I’ve been pulled in to serve on the newly reformed Chamber government-relations committee, for example. The emphasis from the outset there is on repurposing the committee from its role in the Carter years as a resource for partisan advocacy into being an information resource for members. Among the focal points: retooling the outdated Chamber website to provide easy access points to local, state, regional and national business news and the local business community, scheduling meetings with state and federal lawmakers to hear from them about what they’re doing in Richmond and Washington and giving members a chance to offer feedback and direction, and recruiting members to attend local city council and board of supervisors meetings to both show the Chamber flag to local elected officials and to be able to report back to the membership on what is being done in the business arena at the local level.

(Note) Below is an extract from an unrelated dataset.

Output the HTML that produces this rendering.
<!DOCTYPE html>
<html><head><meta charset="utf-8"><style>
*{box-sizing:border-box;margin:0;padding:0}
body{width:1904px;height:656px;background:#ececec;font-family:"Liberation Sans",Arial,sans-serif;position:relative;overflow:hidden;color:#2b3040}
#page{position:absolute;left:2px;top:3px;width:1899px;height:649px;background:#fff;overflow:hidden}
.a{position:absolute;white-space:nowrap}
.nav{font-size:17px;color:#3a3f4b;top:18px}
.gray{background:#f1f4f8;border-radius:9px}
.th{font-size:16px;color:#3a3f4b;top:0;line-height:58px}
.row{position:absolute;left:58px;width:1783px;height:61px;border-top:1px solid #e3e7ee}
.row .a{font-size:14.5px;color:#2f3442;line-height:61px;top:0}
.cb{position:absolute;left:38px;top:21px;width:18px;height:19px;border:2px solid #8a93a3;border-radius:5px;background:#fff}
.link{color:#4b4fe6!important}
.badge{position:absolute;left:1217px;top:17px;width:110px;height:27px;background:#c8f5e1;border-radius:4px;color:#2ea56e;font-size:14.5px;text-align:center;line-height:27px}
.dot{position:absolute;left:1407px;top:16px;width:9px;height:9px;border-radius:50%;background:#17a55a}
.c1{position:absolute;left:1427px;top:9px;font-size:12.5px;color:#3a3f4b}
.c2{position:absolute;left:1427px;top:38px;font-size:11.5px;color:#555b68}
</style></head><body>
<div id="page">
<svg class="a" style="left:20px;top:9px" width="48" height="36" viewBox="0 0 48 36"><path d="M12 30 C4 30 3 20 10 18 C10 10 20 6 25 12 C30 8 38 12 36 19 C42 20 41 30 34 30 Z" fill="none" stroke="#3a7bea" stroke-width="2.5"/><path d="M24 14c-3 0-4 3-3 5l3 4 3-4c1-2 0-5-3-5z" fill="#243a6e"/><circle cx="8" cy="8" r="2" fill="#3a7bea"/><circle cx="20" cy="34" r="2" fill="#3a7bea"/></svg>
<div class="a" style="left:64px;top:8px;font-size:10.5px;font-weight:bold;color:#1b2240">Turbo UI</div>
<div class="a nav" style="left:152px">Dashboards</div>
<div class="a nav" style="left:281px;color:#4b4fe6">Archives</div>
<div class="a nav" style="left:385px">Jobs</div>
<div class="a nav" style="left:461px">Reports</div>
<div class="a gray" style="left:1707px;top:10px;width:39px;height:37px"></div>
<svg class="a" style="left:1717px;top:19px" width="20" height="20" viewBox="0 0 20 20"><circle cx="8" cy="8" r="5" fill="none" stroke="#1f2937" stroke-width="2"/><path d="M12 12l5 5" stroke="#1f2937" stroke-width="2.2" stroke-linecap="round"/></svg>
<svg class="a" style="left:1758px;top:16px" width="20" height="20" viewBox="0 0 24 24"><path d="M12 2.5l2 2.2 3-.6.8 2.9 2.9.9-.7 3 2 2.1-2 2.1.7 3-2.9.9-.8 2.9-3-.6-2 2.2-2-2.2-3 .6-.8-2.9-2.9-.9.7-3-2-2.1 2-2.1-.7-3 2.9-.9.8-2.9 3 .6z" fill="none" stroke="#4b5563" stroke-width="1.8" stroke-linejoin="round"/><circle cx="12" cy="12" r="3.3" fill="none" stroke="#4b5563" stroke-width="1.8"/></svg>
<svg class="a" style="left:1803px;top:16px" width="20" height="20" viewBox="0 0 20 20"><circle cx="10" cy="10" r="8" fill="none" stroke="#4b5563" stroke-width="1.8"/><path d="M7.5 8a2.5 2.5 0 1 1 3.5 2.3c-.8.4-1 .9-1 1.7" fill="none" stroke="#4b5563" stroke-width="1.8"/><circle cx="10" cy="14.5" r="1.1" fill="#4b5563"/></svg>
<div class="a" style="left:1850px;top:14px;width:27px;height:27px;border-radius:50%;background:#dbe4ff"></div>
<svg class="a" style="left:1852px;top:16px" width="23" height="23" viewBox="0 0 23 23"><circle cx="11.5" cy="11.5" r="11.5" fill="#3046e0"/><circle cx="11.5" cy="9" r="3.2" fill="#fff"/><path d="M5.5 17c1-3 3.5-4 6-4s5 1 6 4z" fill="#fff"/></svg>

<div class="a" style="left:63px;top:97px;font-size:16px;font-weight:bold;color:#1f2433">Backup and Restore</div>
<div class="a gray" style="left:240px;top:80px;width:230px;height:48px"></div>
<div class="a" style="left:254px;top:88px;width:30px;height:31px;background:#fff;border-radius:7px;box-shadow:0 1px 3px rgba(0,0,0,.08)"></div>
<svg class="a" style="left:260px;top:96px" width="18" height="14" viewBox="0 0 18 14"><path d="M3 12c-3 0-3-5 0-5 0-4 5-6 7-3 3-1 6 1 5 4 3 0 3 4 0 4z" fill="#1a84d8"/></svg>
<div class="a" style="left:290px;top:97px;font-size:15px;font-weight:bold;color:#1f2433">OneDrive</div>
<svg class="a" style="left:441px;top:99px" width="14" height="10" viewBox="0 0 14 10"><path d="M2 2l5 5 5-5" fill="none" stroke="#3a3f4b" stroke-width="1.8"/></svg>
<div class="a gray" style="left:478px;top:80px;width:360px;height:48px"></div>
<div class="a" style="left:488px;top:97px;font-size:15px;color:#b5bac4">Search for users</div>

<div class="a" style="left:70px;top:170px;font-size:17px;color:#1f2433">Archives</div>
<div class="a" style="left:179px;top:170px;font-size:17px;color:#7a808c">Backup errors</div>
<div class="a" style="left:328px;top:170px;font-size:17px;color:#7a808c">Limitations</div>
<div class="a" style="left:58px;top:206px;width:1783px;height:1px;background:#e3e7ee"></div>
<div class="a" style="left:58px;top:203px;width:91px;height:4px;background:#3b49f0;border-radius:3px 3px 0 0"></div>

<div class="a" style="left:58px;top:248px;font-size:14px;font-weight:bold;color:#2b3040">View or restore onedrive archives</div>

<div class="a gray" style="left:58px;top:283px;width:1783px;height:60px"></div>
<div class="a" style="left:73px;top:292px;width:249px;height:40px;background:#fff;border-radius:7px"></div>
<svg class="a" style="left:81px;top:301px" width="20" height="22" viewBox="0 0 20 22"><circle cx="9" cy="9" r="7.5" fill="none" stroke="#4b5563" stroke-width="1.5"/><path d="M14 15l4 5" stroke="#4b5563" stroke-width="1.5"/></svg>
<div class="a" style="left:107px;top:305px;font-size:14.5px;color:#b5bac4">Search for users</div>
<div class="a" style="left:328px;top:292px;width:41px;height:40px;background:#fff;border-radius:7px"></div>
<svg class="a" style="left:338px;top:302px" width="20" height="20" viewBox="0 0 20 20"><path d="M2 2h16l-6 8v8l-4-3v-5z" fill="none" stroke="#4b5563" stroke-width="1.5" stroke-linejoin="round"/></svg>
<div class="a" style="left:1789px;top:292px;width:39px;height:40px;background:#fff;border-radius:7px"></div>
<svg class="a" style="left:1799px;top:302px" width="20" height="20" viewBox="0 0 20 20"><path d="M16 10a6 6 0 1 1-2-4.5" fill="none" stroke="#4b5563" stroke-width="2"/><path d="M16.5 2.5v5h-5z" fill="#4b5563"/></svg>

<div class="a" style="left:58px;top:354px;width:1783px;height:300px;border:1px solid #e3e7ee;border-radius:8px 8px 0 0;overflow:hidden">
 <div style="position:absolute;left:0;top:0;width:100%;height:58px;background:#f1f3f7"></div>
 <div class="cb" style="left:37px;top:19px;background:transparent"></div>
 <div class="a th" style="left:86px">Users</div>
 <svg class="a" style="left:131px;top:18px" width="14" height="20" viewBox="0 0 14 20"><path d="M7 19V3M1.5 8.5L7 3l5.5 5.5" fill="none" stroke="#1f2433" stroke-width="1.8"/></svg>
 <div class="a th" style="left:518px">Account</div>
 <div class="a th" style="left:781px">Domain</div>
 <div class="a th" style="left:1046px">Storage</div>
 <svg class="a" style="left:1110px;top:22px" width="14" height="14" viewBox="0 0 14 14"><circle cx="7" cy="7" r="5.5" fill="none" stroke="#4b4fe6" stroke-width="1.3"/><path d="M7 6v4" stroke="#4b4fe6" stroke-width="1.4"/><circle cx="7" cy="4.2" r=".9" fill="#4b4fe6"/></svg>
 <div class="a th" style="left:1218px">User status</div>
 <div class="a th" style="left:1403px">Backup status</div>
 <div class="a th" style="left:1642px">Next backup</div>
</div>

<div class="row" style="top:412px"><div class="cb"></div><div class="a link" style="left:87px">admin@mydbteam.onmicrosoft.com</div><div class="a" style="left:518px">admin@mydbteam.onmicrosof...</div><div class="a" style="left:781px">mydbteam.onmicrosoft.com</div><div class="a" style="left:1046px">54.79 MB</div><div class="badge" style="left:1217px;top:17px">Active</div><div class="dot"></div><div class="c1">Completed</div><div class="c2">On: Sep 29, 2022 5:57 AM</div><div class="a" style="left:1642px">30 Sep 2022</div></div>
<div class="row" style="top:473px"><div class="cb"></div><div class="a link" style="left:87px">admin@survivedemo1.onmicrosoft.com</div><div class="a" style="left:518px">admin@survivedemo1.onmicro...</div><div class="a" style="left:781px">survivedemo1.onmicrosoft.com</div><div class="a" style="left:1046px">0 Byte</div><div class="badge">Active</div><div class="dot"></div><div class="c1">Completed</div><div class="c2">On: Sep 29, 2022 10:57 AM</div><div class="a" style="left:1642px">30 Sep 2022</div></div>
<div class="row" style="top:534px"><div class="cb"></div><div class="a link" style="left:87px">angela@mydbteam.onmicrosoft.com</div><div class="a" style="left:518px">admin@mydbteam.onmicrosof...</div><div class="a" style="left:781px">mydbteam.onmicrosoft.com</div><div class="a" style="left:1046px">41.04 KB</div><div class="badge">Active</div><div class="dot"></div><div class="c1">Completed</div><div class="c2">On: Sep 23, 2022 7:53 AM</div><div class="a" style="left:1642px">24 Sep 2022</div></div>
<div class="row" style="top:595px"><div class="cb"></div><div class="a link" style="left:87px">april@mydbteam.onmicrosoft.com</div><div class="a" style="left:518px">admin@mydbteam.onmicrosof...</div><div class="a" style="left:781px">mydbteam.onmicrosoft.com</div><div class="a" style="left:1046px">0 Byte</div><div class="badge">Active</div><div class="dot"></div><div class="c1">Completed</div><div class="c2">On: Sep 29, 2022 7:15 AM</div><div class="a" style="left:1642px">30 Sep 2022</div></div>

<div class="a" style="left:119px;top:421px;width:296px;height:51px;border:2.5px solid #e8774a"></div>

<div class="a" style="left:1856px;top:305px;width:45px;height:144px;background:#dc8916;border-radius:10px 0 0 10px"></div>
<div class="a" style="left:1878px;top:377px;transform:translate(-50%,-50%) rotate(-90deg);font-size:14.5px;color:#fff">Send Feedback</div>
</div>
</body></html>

It’s not hard to figure out why there might be blowback from the likes of Scott Sayre and Reo Hatfield given this new direction. The local Chamber under Carter’s leadership provided a kitty of money in the form of dues from its member businesses that could be used to further a partisan political cause, and now that kitty of money is being repurposed.
In a sense, I can’t blame Sayre and Hatfield and the cabal of fellow travelers who have gotten themselves in a lather on this for reacting the way they have. You get to have your cake and eat it, too, and then somebody takes the cake away, and see how you act.
Now we come back to the difficult part of this story. I’ve been briefed extensively on what has transpired between the Chamber and Carter. The dismissal wasn’t done for political reasons, or even for reasons that I would think would be perfectly legitimate in the area of the Board coming to the conclusion that, Hey, we just need to make a change.
Me, I can’t imagine that I’d risk having the details released publicly, but what we’re seeing unfold here reminds me of the brinksmanship that we saw the superpowers repeatedly engage in during the Cold War. The U.S. and USSR never actually used their nuclear weapons against the other, though I hasten to point out that neither has unilaterally disarmed all these many years (and one failed state) later.
On the surface, Carter, Sayre, Hatfield and their fellow travelers seem content to push the Chamber to the brink, though for what I cannot imagine. I don’t know that any reasonable person can foresee any scenario that involves the return of Carter as president and CEO of the Greater Augusta Regional Chamber of Commerce.
So where is this headed, then? It’s a good question. Maybe the Sayre-Hatfield-Carter troika splinters off to try to form its own Chamber-like business-advocacy group. I could see that happening, though I doubt it would last more than a few months or a year at the most, specifically because the group would be more radioactive than spent plutonium. More likely, I think, we’ll see more of what we saw back in 2007 when Sayre challenged Emmett Hanger for the local Republican State Senate nomination, and spent buckets of money trying to paint the conservative Hanger as a serial tax-and-spender, utlimately to his own disadvantage when the seemingly endless TV ads aimed at conservatives also motivated moderates and independents to go to the polls to send Hanger back to Richmond.
Whch is to say, I see in the end this being a big to-do about nothing, but in the meantime, it’s going to be tense at the big Chamber hoo-ha we have coming up in a couple of weeks and the next couple Business at Breakfasts.
Hopefully in the end we can get things back on track and get our focus back to where it needs to be – on continued efforts to make sure that Augusta County, Staunton and Waynesboro is open for business and for business opportunity and growth.